Kompleks tersebut berisi antara lain: Monumen Pancasila Sakti, sumur tua tempat para jenderal ditemukan, Museum Paseban, dan Museum Pengkhianatan PKI. Walaupun sudah memiliki nama resmi, beberapa masyarakat sekitar sampai sekarang pun tetap mengenal tempat peristiwa tersebut dengan nama Lubang Buaya.
"Tempat dengan latar hutan pohon karet yang lebat dan penuh semak belukar menjadikan Lubang Buaya sangat mencekam, ditambah peristiwa kelam G30S/PKI yang menjadi bumbu tersendiri di tempat tersebut."
Nama Lubang Buaya sendiri bukan muncul karena disebabkan peristiwa berdarah tersebut, melainkan karena adanya cerita turun-temurun warga setempat, dulu banyak warga tinggal di bibir sungai dan ketika mereka mendayung rakit di sungai ada rakit yang tidak bergerak, setelah dilihat ternyata ada buaya lapar yang memakan dayung sehingga rakit tersebut tidak dapat bergerak.
Jadi, orang-orang memberi peringatan agar tidak ke sana sebab ada buaya lalu menjadi lubang buaya dan seiring berjalannya waktu jadilah nama daerah tersebut Lubang Buaya, dan bukan dikarenakan sumur tua tempat peristiwa berdarah tersebut terjadi.
Kini hampir 55 tahun sudah peristiwa tersebut terjadi, Lubang Buaya sudah tidak semencekam ketika peristiwa G30S/PKI maupun pasca peristiwa itu terjadi.

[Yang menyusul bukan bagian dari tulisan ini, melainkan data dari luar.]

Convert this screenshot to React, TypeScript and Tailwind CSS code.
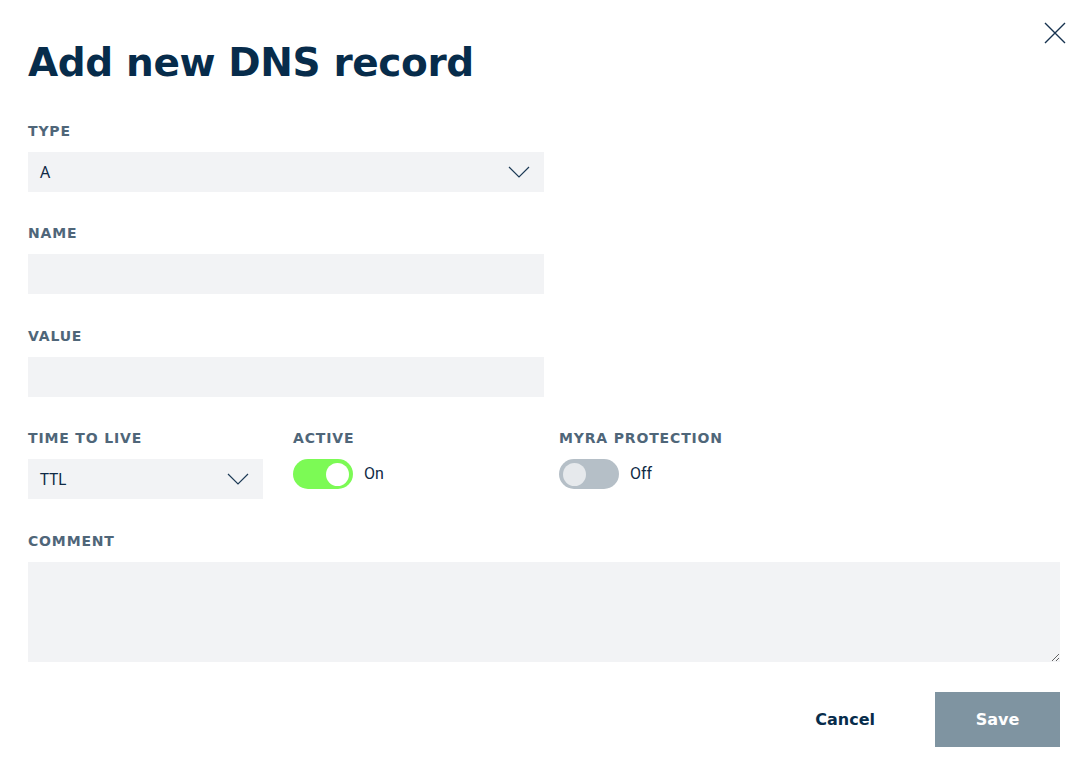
import { useState } from "react";

const labelCls =
  "block pt-[2px] text-[14px] leading-4 font-semibold uppercase tracking-[0.06em] text-[#4f6679] font-['DejaVu_Sans',sans-serif]";

function Chevron() {
  return (
    <svg width="22" height="12" viewBox="0 0 22 12" fill="none" className="text-[#1d3a56]">
      <path d="M1 1l10 10L21 1" stroke="currentColor" strokeWidth="1.2" />
    </svg>
  );
}

function Toggle({ on, onChange }: { on: boolean; onChange: () => void }) {
  return (
    <button
      type="button"
      onClick={onChange}
      className="flex items-center gap-[11px]"
    >
      <span
        className={`flex h-[30px] w-[60px] items-center rounded-full px-[4px] ${
          on ? "justify-end bg-[#7cfa55]" : "justify-start bg-[#b5bfc7]"
        }`}
      >
        <span className={`h-[23px] w-[23px] rounded-full ${on ? "bg-white" : "bg-[#e6e9ec]"}`} />
      </span>
      <span className="font-['Roboto',sans-serif] text-[16px] text-[#0f2a45]">{on ? "On" : "Off"}</span>
    </button>
  );
}

export default function App() {
  const [active, setActive] = useState(true);
  const [myra, setMyra] = useState(false);

  return (
    <div className="relative min-h-[784px] w-full bg-white pl-[28px] pr-[26px] pt-[38px] font-['Noto_Sans',sans-serif]">
      <button className="absolute right-[20px] top-[22px] text-[#16324f]" aria-label="Close">
        <svg width="22" height="22" viewBox="0 0 22 22" fill="none">
          <path d="M1 1l20 20M21 1L1 21" stroke="currentColor" strokeWidth="1.4" />
        </svg>
      </button>

      <h1 className="font-['DejaVu_Sans',sans-serif] text-[39px] leading-[50px] font-bold tracking-[-0.01em] text-[#072c4b]">
        Add new DNS record
      </h1>

      <div className="mt-[33px]">
        <label className={labelCls}>Type</label>
        <div className="mt-[13px] flex h-[40px] w-[516px] items-center justify-between bg-[#f2f3f5] pl-[12px] pr-[14px]">
          <span className="text-[16px] text-[#0f2a45]">A</span>
          <Chevron />
        </div>
      </div>

      <div className="mt-[31px]">
        <label className={labelCls}>Name</label>
        <input className="mt-[13px] block h-[40px] w-[516px] bg-[#f2f3f5] px-[12px] outline-none" />
      </div>

      <div className="mt-[32px]">
        <label className={labelCls}>Value</label>
        <input className="mt-[13px] block h-[40px] w-[516px] bg-[#f2f3f5] px-[12px] outline-none" />
      </div>

      <div className="mt-[31px] flex">
        <div className="w-[265px]">
          <label className={labelCls}>Time to live</label>
          <div className="mt-[13px] flex h-[40px] w-[235px] items-center justify-between bg-[#f2f3f5] pl-[12px] pr-[14px]">
            <span className="text-[16px] text-[#0f2a45]">TTL</span>
            <Chevron />
          </div>
        </div>
        <div className="w-[266px]">
          <label className={labelCls}>Active</label>
          <div className="mt-[13px]">
            <Toggle on={active} onChange={() => setActive(!active)} />
          </div>
        </div>
        <div>
          <label className={labelCls}>Myra protection</label>
          <div className="mt-[13px]">
            <Toggle on={myra} onChange={() => setMyra(!myra)} />
          </div>
        </div>
      </div>

      <div className="mt-[32px]">
        <label className={labelCls}>Comment</label>
        <textarea className="mt-[13px] block h-[100px] w-full bg-[#f2f3f5] px-[12px] py-[10px] outline-none" />
      </div>

      <div className="mt-[30px] flex items-center justify-end">
        <button className="mr-[60px] font-['DejaVu_Sans',sans-serif] text-[16px] font-bold text-[#072c4b]">Cancel</button>
        <button className="h-[55px] w-[125px] bg-[#7f94a1] font-['DejaVu_Sans',sans-serif] text-[16px] font-bold text-white">Save</button>
      </div>
    </div>
  );
}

Dulu sekitar tahun 70-an daerah sekitar Lubang Buaya masih berupa semak belukar dan pohon-pohon karet, hanya ada jalan kecil dari tanah yang melewati daerah ini, ungkap seorang nenek sebagai saksi sejarah di daerah sekitar Lubang Buaya. Lubang Buaya dulu masuk ke dalam wilayah Pondok Gede, Kota Bekasi.
Namun, sekarang masuk ke dalam wilayah Provinsi DKI Jakarta. Sebagai daerah yang berbatasan dengan Kecamatan Pondok Gede di Kota Bekasi, Provinsi Jawa Barat, daerah Lubang Buaya adalah daerah yang terletak di pinggir Provinsi Jakarta sebab berbatasan langsung dengan Provinsi Jawa Barat.

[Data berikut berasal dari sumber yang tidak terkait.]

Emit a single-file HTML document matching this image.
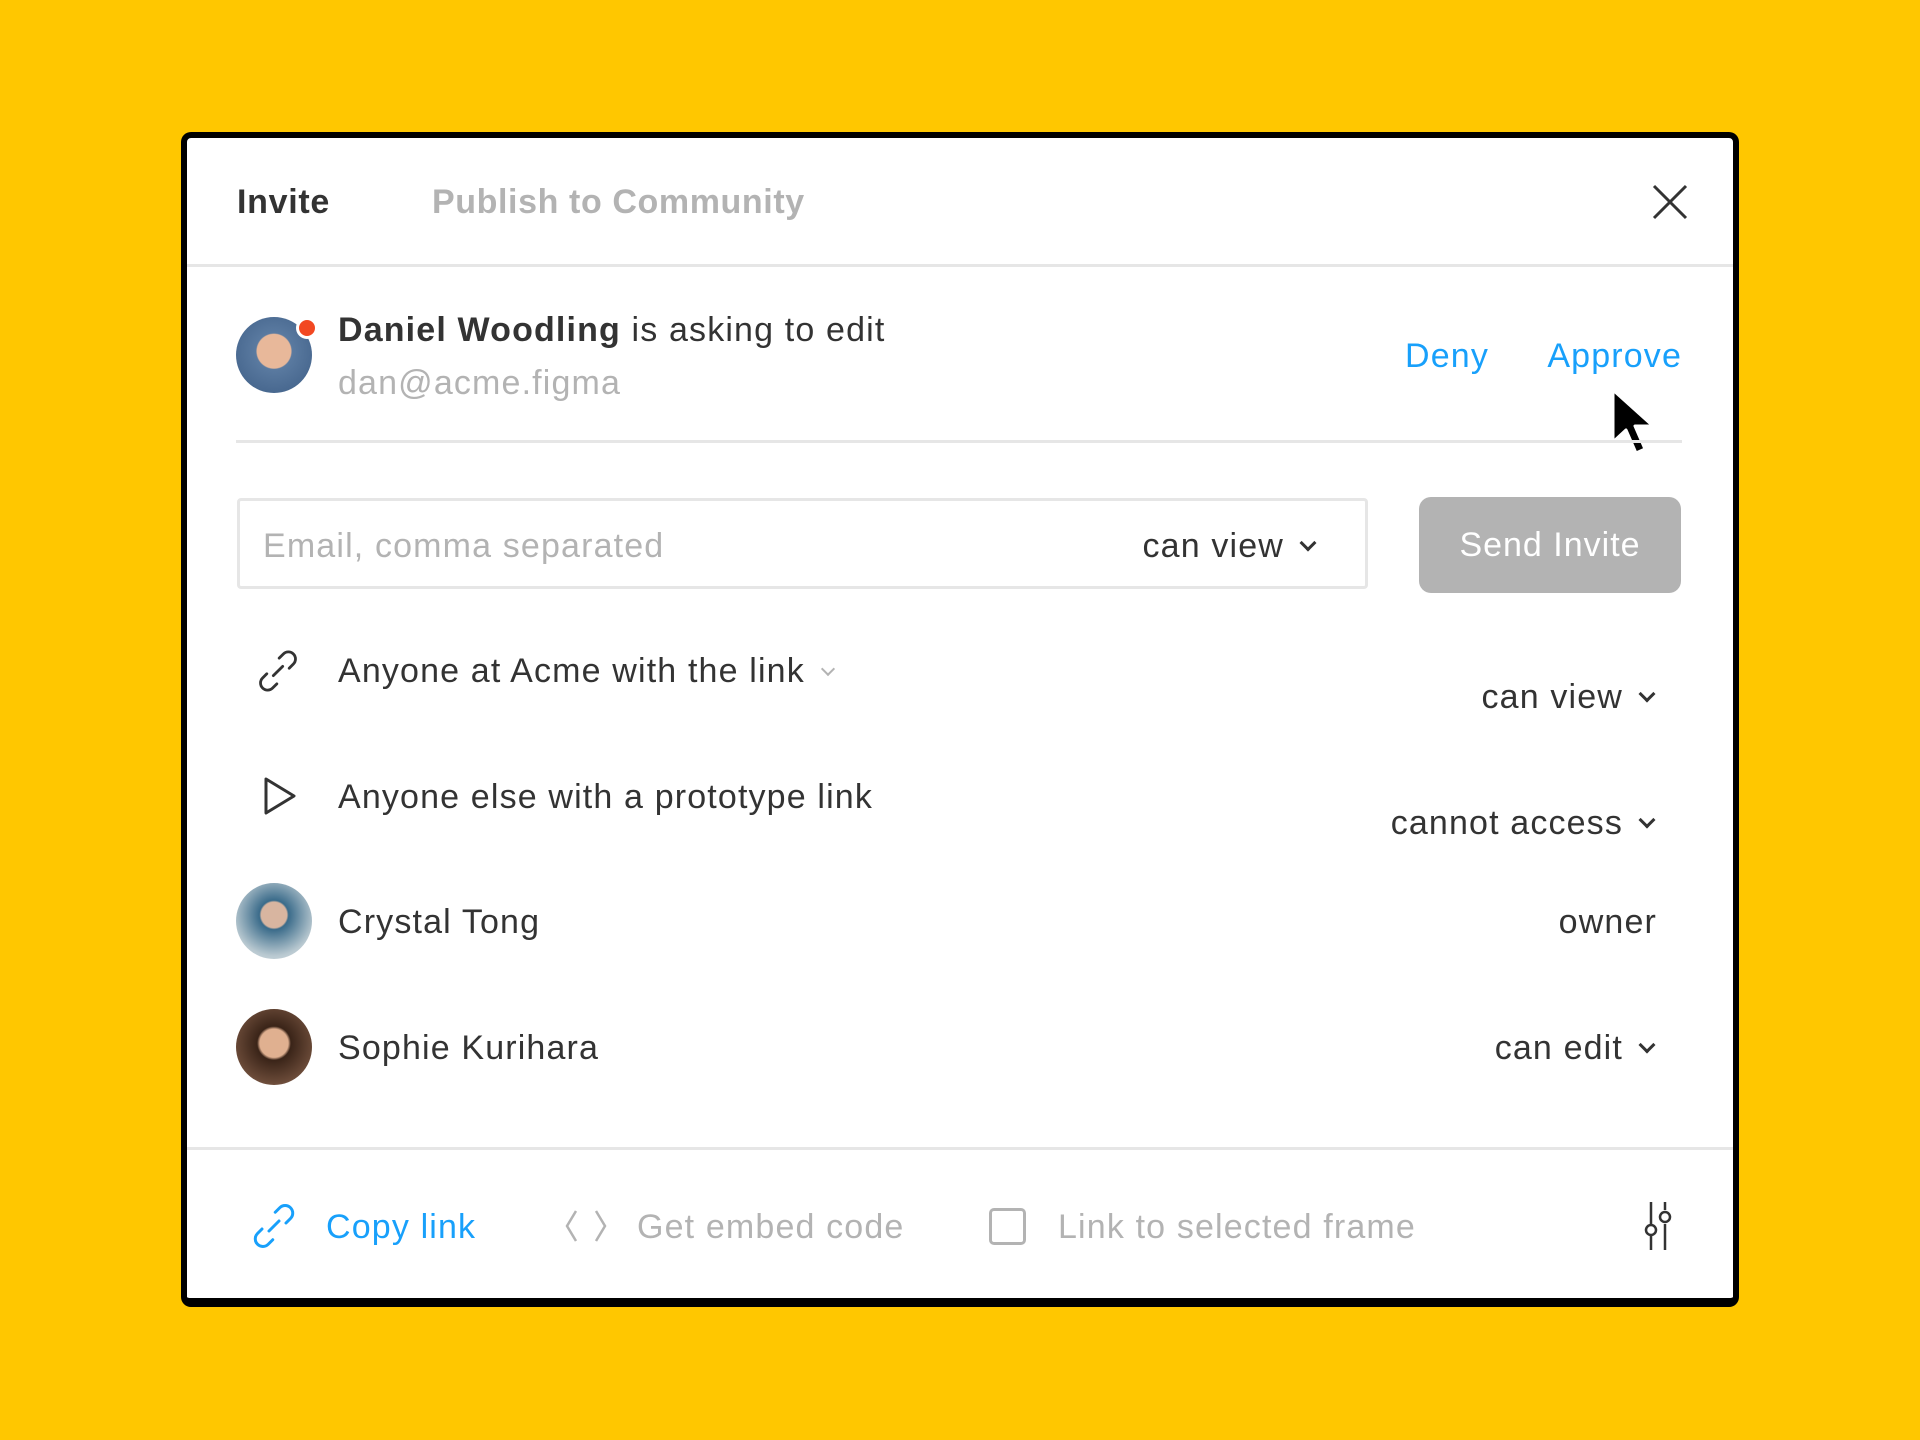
<!DOCTYPE html>
<html><head><meta charset="utf-8"><style>
*{margin:0;padding:0;box-sizing:border-box}
body{width:1920px;height:1440px;background:#ffc700;font-family:"Liberation Sans",sans-serif;position:relative;overflow:hidden;color:#333}
.dlg{position:absolute;left:181px;top:132px;width:1558px;height:1175px;background:#fff;border:6px solid #000;border-bottom-width:9px;border-radius:10px;}
.a{position:absolute;white-space:nowrap;line-height:1}
.t{font-size:34px;letter-spacing:1.15px}
.g{color:#b3b3b3}
.b{color:#18a0fb}
.hr{position:absolute;height:3px;background:#e6e6e6}
.av{position:absolute;width:76px;height:76px;border-radius:50%}
.chev{display:inline-block;width:12px;height:12px;border-right:3px solid #333;border-bottom:3px solid #333;transform:rotate(45deg);margin-left:18px;margin-right:4px;position:relative;top:-8px}
</style></head><body>
<div class="dlg"></div>
<div class="a" style="left:237px;top:185px;font-size:34px;font-weight:bold;color:#333;letter-spacing:0.7px">Invite</div>
<div class="a g" style="left:432px;top:185px;font-size:34px;font-weight:bold;letter-spacing:0.6px">Publish to Community</div>
<svg class="a" style="left:1651px;top:183px" width="38" height="38"><path d="M3 3L35 35M35 3L3 35" stroke="#333" stroke-width="3"/></svg>
<div class="hr" style="left:187px;width:1546px;top:264px"></div>

<div class="av" style="left:236px;top:317px;background:radial-gradient(circle at 50% 45%,#e8b89a 0 30%,#5a7aa0 32%,#3d5d85 100%)"></div>
<div class="a" style="left:296px;top:317px;width:22px;height:22px;border-radius:50%;background:#f24822;border:3px solid #fff"></div>
<div class="a t" style="left:338px;top:313px"><b>Daniel Woodling</b> is asking to edit</div>
<div class="a t g" style="left:338px;top:366px">dan@acme.figma</div>
<div class="a t b" style="right:431px;top:339px">Deny</div>
<div class="a t b" style="right:238px;top:339px">Approve</div>
<svg class="a" style="left:1608px;top:386px" width="54" height="74"><path d="M5 4L5 56L18 44L28 67L37 63L27 40L45 40Z" fill="#000" stroke="#fff" stroke-width="3" stroke-linejoin="round"/></svg>
<div class="hr" style="left:236px;width:1446px;top:440px"></div>

<div class="a" style="left:237px;top:498px;width:1131px;height:91px;border:3px solid #e6e6e6;border-radius:4px"></div>
<div class="a t g" style="left:263px;top:529px">Email, comma separated</div>
<div class="a t" style="right:602px;top:529px">can view<span class="chev"></span></div>
<div class="a" style="left:1419px;top:497px;width:262px;height:96px;background:#b3b3b3;border-radius:12px;color:#fff;font-size:34px;letter-spacing:1px;text-align:center;line-height:96px">Send Invite</div>

<svg class="a" style="left:250px;top:643px" width="56" height="56" viewBox="0 0 24 24"><g fill="none" stroke="#333" stroke-width="1.2" stroke-linecap="round"><path d="M10 14l4-4"/><path d="M12.5 6.5l1.8-1.8a3 3 0 014.3 4.3l-1.8 1.8"/><path d="M11.5 17.5l-1.8 1.8a3 3 0 01-4.3-4.3l1.8-1.8"/></g></svg>
<div class="a t" style="left:338px;top:654px">Anyone at Acme with the link<span class="chev" style="border-color:#b3b3b3;width:10px;height:10px;border-width:2px"></span></div>
<div class="a t" style="right:263px;top:680px">can view<span class="chev"></span></div>

<svg class="a" style="left:262px;top:776px" width="36" height="40"><path d="M4 3L32 20L4 37Z" fill="none" stroke="#333" stroke-width="3" stroke-linejoin="round"/></svg>
<div class="a t" style="left:338px;top:780px">Anyone else with a prototype link</div>
<div class="a t" style="right:263px;top:806px">cannot access<span class="chev"></span></div>

<div class="av" style="left:236px;top:883px;background:radial-gradient(circle at 50% 42%,#d8b5a0 0 22%,#3a6b8a 25%,#b8c8d0 70%,#e0e6ea 100%)"></div>
<div class="a t" style="left:338px;top:905px">Crystal Tong</div>
<div class="a t" style="right:263px;top:905px">owner</div>

<div class="av" style="left:236px;top:1009px;background:radial-gradient(circle at 50% 45%,#e0b090 0 25%,#3a2418 30%,#6a4a38 70%,#a08070 100%)"></div>
<div class="a t" style="left:338px;top:1031px">Sophie Kurihara</div>
<div class="a t" style="right:263px;top:1031px">can edit<span class="chev"></span></div>

<div class="hr" style="left:187px;width:1546px;top:1147px"></div>

<svg class="a" style="left:244px;top:1196px" width="60" height="60" viewBox="0 0 24 24"><g fill="none" stroke="#18a0fb" stroke-width="1.2" stroke-linecap="round"><path d="M10 14l4-4"/><path d="M12.5 6.5l1.8-1.8a3 3 0 014.3 4.3l-1.8 1.8"/><path d="M11.5 17.5l-1.8 1.8a3 3 0 01-4.3-4.3l1.8-1.8"/></g></svg>
<div class="a t b" style="left:326px;top:1210px">Copy link</div>
<svg class="a" style="left:563px;top:1208px" width="46" height="36"><path d="M13 3L4 18L13 33M33 3L42 18L33 33" fill="none" stroke="#b3b3b3" stroke-width="2.5"/></svg>
<div class="a t g" style="left:637px;top:1210px">Get embed code</div>
<div class="a" style="left:989px;top:1208px;width:37px;height:37px;border:3px solid #b3b3b3;border-radius:5px"></div>
<div class="a t g" style="left:1058px;top:1210px">Link to selected frame</div>
<svg class="a" style="left:1636px;top:1200px" width="44" height="52"><g fill="none" stroke="#333" stroke-width="2.5"><path d="M15 2V24M15 36V50M29 2V10M29 24V50"/><circle cx="15" cy="30" r="5"/><circle cx="29" cy="17" r="5"/></g></svg>
</body></html>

Sekarang di sekitar Lubang Buaya sudah ramai dengan lalu lalang kendaraan bermotor dan para pencari rezeki di siang maupun malam hari. Hutan karet yang lebat dan semak belukar sudah menghilang entah ke mana perginya, digantikan oleh jalanan aspal yang lebar dan pemukiman warga, serta toko-toko dan bangunan perkantoran.
Walaupun sudah ramai dengan kehidupan urban warga Ibu kota, tapi tetap saja ketika masuk ke dalam Kompleks Monumen Pancasila Sakti akan terasa bahwa di daerah ini dulu terjadi suatu peristiwa yang menggetarkan jiwa bagi siapapun yang singgah di Kompleks Monumen Pancasila Sakti.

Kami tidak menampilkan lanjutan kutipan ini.